━━━━━ RAW DATA

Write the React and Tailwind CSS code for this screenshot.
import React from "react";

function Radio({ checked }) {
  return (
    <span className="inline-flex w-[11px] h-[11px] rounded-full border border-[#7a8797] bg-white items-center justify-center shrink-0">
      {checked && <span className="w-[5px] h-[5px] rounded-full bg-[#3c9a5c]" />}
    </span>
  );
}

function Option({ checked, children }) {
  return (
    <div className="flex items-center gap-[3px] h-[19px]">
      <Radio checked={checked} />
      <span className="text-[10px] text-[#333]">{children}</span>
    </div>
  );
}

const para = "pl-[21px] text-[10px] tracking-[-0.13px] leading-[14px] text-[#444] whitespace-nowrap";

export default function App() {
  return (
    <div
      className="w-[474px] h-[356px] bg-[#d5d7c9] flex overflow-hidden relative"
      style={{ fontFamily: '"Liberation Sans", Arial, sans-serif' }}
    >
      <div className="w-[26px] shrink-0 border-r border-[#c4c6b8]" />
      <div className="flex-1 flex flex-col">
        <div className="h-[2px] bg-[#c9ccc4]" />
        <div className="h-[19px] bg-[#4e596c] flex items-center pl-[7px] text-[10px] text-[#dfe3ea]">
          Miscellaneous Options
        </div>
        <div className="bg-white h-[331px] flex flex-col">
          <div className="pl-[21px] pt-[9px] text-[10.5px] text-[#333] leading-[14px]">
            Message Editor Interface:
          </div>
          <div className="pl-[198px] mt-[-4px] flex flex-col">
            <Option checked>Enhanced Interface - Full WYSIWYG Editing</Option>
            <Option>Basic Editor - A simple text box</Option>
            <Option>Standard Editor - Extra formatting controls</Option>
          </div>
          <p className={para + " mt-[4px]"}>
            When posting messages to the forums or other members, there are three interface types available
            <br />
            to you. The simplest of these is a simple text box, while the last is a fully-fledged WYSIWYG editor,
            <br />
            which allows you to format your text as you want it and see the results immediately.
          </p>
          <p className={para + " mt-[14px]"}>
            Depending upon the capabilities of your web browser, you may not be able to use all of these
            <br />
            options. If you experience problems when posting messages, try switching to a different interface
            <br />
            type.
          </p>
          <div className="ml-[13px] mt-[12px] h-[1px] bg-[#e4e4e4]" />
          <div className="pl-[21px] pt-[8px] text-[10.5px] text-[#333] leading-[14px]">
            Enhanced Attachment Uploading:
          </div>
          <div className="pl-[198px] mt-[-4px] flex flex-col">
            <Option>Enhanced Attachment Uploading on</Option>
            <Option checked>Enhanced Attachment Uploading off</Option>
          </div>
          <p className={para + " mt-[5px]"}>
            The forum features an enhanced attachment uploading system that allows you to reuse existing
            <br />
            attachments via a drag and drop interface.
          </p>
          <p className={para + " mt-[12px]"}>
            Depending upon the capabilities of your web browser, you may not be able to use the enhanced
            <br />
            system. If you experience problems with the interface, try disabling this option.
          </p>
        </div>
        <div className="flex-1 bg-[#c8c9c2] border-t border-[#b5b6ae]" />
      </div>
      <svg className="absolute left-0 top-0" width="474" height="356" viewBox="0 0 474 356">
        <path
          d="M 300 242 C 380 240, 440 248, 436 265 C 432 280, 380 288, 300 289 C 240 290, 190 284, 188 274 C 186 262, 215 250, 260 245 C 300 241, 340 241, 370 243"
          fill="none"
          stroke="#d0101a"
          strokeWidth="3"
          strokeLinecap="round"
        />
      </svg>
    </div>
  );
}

━━━━━━━━━━

> **PROBLEM REQUIREMENTS**
Please give an exact restatement of only the lines from the beginning of the material above to the line with "text-[10px] tracking-[-0.13px] leading-[14px]", inclusive.

> **WORKED ANSWER**
Write the React and Tailwind CSS code for this screenshot.
import React from "react";

function Radio({ checked }) {
  return (
    <span className="inline-flex w-[11px] h-[11px] rounded-full border border-[#7a8797] bg-white items-center justify-center shrink-0">
      {checked && <span className="w-[5px] h-[5px] rounded-full bg-[#3c9a5c]" />}
    </span>
  );
}

function Option({ checked, children }) {
  return (
    <div className="flex items-center gap-[3px] h-[19px]">
      <Radio checked={checked} />
      <span className="text-[10px] text-[#333]">{children}</span>
    </div>
  );
}

const para = "pl-[21px] text-[10px] tracking-[-0.13px] leading-[14px] text-[#444] whitespace-nowrap";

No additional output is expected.